*Your task*.
Skip the pictures and quote all of the lines exactly.

'''

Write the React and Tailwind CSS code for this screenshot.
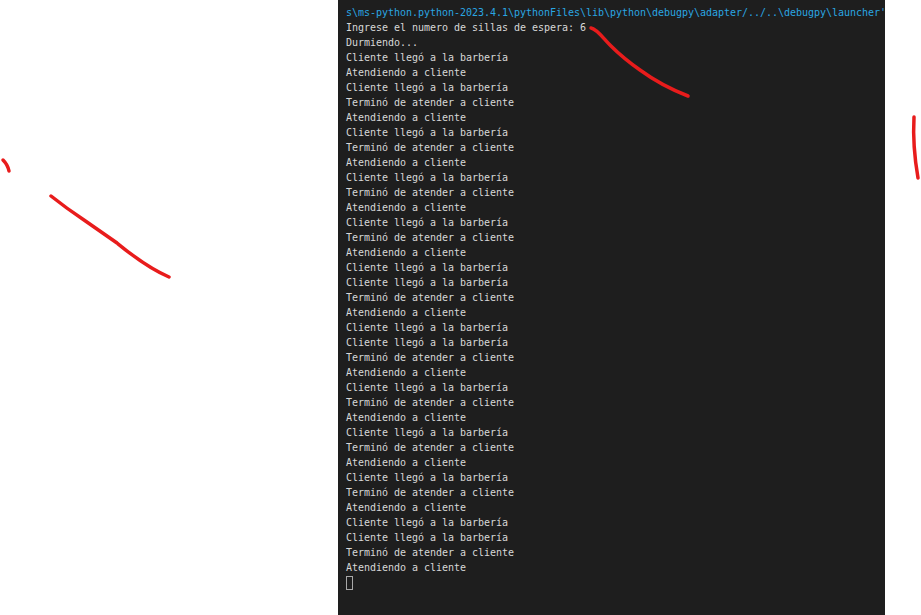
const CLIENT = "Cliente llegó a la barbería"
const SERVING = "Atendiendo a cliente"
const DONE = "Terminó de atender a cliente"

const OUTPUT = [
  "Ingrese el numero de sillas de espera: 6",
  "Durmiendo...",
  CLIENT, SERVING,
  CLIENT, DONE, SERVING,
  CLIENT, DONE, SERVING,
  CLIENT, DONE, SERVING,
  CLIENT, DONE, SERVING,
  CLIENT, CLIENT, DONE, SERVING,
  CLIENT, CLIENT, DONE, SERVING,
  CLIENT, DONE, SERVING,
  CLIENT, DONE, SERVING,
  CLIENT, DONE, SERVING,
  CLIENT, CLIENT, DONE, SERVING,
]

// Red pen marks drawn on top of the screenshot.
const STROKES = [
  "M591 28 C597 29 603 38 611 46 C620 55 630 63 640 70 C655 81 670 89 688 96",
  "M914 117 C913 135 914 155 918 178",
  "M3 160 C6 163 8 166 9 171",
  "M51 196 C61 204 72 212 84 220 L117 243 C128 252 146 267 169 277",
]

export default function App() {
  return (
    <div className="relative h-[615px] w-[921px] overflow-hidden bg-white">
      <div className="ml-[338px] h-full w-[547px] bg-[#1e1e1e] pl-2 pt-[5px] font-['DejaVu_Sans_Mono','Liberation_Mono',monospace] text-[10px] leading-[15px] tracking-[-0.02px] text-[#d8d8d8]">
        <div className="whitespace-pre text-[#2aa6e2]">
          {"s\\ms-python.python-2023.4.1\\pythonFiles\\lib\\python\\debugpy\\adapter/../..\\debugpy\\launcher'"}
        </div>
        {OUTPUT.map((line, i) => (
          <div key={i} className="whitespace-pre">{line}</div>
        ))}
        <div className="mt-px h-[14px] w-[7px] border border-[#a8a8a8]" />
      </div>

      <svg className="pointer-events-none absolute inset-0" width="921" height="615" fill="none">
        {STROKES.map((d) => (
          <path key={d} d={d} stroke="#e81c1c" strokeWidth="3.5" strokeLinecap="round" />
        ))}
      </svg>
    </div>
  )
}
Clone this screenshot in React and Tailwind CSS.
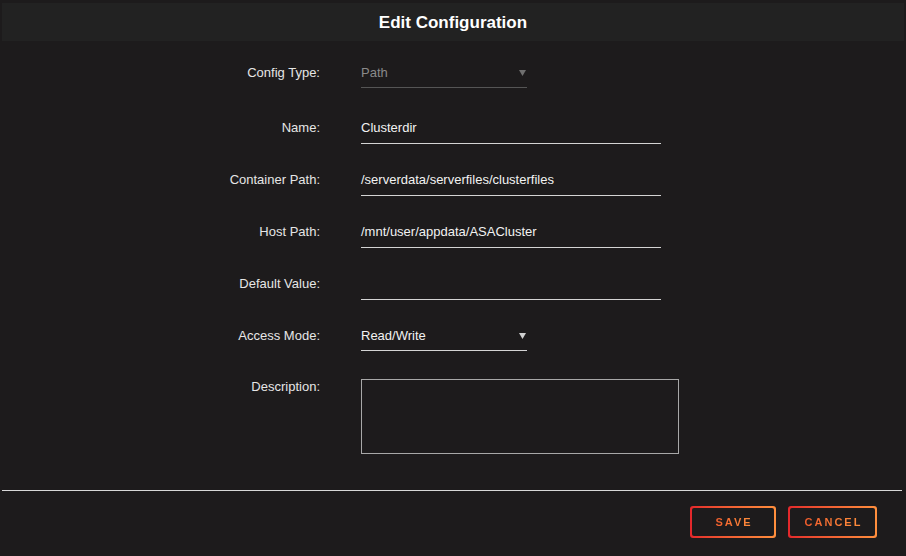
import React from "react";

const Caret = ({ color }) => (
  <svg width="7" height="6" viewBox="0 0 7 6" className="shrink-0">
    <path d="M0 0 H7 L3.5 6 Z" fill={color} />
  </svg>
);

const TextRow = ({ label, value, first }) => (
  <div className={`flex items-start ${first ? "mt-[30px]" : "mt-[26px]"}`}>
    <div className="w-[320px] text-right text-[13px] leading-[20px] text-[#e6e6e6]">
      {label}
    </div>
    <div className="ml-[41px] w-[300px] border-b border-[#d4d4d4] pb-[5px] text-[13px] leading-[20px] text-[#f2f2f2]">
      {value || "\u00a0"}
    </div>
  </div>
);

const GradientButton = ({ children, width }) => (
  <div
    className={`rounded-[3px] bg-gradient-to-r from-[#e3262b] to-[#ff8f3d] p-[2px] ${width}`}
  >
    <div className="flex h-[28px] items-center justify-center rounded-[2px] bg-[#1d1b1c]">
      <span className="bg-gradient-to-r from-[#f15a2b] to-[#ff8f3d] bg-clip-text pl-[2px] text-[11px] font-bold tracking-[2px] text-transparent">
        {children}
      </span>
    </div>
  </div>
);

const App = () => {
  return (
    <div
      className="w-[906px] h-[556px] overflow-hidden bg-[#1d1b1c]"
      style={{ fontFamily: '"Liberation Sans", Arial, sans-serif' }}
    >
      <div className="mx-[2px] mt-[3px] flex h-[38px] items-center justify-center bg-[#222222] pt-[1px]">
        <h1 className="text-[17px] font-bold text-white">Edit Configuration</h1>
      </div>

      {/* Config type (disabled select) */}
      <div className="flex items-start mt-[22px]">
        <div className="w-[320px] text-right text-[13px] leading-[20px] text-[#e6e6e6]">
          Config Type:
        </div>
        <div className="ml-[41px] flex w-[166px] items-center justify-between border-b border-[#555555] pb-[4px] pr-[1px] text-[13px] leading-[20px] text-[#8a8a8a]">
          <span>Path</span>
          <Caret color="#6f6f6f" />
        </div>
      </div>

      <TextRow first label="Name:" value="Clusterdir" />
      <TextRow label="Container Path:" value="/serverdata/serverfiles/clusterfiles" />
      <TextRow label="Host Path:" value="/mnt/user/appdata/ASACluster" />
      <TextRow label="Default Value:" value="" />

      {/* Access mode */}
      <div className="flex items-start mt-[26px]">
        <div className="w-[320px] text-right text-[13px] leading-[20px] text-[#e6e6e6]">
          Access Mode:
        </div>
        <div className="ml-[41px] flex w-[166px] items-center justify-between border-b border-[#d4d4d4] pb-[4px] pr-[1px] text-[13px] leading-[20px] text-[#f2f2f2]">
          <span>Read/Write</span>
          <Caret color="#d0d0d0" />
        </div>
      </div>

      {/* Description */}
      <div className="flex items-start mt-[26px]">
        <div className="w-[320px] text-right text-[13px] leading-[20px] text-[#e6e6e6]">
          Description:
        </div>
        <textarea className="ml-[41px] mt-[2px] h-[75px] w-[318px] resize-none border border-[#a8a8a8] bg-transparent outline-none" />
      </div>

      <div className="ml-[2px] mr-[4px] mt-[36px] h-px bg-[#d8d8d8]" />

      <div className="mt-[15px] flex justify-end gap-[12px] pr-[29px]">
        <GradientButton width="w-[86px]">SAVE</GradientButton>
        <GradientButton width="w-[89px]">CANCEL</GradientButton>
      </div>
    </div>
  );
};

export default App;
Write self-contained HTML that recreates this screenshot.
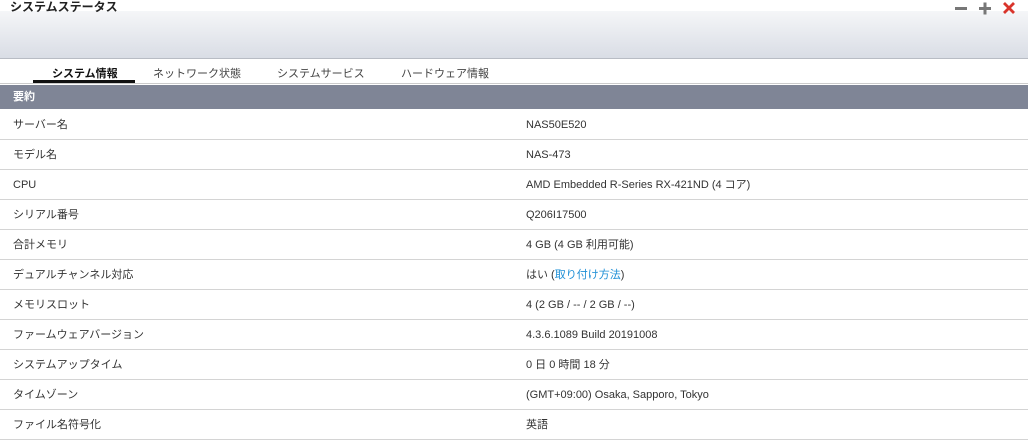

'''

*Result*.
Write the React and Tailwind CSS code for this screenshot.
const CLIENT = "Cliente llegó a la barbería"
const SERVING = "Atendiendo a cliente"
const DONE = "Terminó de atender a cliente"

const OUTPUT = [
  "Ingrese el numero de sillas de espera: 6",
  "Durmiendo...",
  CLIENT, SERVING,
  CLIENT, DONE, SERVING,
  CLIENT, DONE, SERVING,
  CLIENT, DONE, SERVING,
  CLIENT, DONE, SERVING,
  CLIENT, CLIENT, DONE, SERVING,
  CLIENT, CLIENT, DONE, SERVING,
  CLIENT, DONE, SERVING,
  CLIENT, DONE, SERVING,
  CLIENT, DONE, SERVING,
  CLIENT, CLIENT, DONE, SERVING,
]

// Red pen marks drawn on top of the screenshot.
const STROKES = [
  "M591 28 C597 29 603 38 611 46 C620 55 630 63 640 70 C655 81 670 89 688 96",
  "M914 117 C913 135 914 155 918 178",
  "M3 160 C6 163 8 166 9 171",
  "M51 196 C61 204 72 212 84 220 L117 243 C128 252 146 267 169 277",
]

export default function App() {
  return (
    <div className="relative h-[615px] w-[921px] overflow-hidden bg-white">
      <div className="ml-[338px] h-full w-[547px] bg-[#1e1e1e] pl-2 pt-[5px] font-['DejaVu_Sans_Mono','Liberation_Mono',monospace] text-[10px] leading-[15px] tracking-[-0.02px] text-[#d8d8d8]">
        <div className="whitespace-pre text-[#2aa6e2]">
          {"s\\ms-python.python-2023.4.1\\pythonFiles\\lib\\python\\debugpy\\adapter/../..\\debugpy\\launcher'"}
        </div>
        {OUTPUT.map((line, i) => (
          <div key={i} className="whitespace-pre">{line}</div>
        ))}
        <div className="mt-px h-[14px] w-[7px] border border-[#a8a8a8]" />
      </div>

      <svg className="pointer-events-none absolute inset-0" width="921" height="615" fill="none">
        {STROKES.map((d) => (
          <path key={d} d={d} stroke="#e81c1c" strokeWidth="3.5" strokeLinecap="round" />
        ))}
      </svg>
    </div>
  )
}
Clone this screenshot in React and Tailwind CSS.
import React from "react";

const Caret = ({ color }) => (
  <svg width="7" height="6" viewBox="0 0 7 6" className="shrink-0">
    <path d="M0 0 H7 L3.5 6 Z" fill={color} />
  </svg>
);

const TextRow = ({ label, value, first }) => (
  <div className={`flex items-start ${first ? "mt-[30px]" : "mt-[26px]"}`}>
    <div className="w-[320px] text-right text-[13px] leading-[20px] text-[#e6e6e6]">
      {label}
    </div>
    <div className="ml-[41px] w-[300px] border-b border-[#d4d4d4] pb-[5px] text-[13px] leading-[20px] text-[#f2f2f2]">
      {value || "\u00a0"}
    </div>
  </div>
);

const GradientButton = ({ children, width }) => (
  <div
    className={`rounded-[3px] bg-gradient-to-r from-[#e3262b] to-[#ff8f3d] p-[2px] ${width}`}
  >
    <div className="flex h-[28px] items-center justify-center rounded-[2px] bg-[#1d1b1c]">
      <span className="bg-gradient-to-r from-[#f15a2b] to-[#ff8f3d] bg-clip-text pl-[2px] text-[11px] font-bold tracking-[2px] text-transparent">
        {children}
      </span>
    </div>
  </div>
);

const App = () => {
  return (
    <div
      className="w-[906px] h-[556px] overflow-hidden bg-[#1d1b1c]"
      style={{ fontFamily: '"Liberation Sans", Arial, sans-serif' }}
    >
      <div className="mx-[2px] mt-[3px] flex h-[38px] items-center justify-center bg-[#222222] pt-[1px]">
        <h1 className="text-[17px] font-bold text-white">Edit Configuration</h1>
      </div>

      {/* Config type (disabled select) */}
      <div className="flex items-start mt-[22px]">
        <div className="w-[320px] text-right text-[13px] leading-[20px] text-[#e6e6e6]">
          Config Type:
        </div>
        <div className="ml-[41px] flex w-[166px] items-center justify-between border-b border-[#555555] pb-[4px] pr-[1px] text-[13px] leading-[20px] text-[#8a8a8a]">
          <span>Path</span>
          <Caret color="#6f6f6f" />
        </div>
      </div>

      <TextRow first label="Name:" value="Clusterdir" />
      <TextRow label="Container Path:" value="/serverdata/serverfiles/clusterfiles" />
      <TextRow label="Host Path:" value="/mnt/user/appdata/ASACluster" />
      <TextRow label="Default Value:" value="" />

      {/* Access mode */}
      <div className="flex items-start mt-[26px]">
        <div className="w-[320px] text-right text-[13px] leading-[20px] text-[#e6e6e6]">
          Access Mode:
        </div>
        <div className="ml-[41px] flex w-[166px] items-center justify-between border-b border-[#d4d4d4] pb-[4px] pr-[1px] text-[13px] leading-[20px] text-[#f2f2f2]">
          <span>Read/Write</span>
          <Caret color="#d0d0d0" />
        </div>
      </div>

      {/* Description */}
      <div className="flex items-start mt-[26px]">
        <div className="w-[320px] text-right text-[13px] leading-[20px] text-[#e6e6e6]">
          Description:
        </div>
        <textarea className="ml-[41px] mt-[2px] h-[75px] w-[318px] resize-none border border-[#a8a8a8] bg-transparent outline-none" />
      </div>

      <div className="ml-[2px] mr-[4px] mt-[36px] h-px bg-[#d8d8d8]" />

      <div className="mt-[15px] flex justify-end gap-[12px] pr-[29px]">
        <GradientButton width="w-[86px]">SAVE</GradientButton>
        <GradientButton width="w-[89px]">CANCEL</GradientButton>
      </div>
    </div>
  );
};

export default App;
Write self-contained HTML that recreates this screenshot.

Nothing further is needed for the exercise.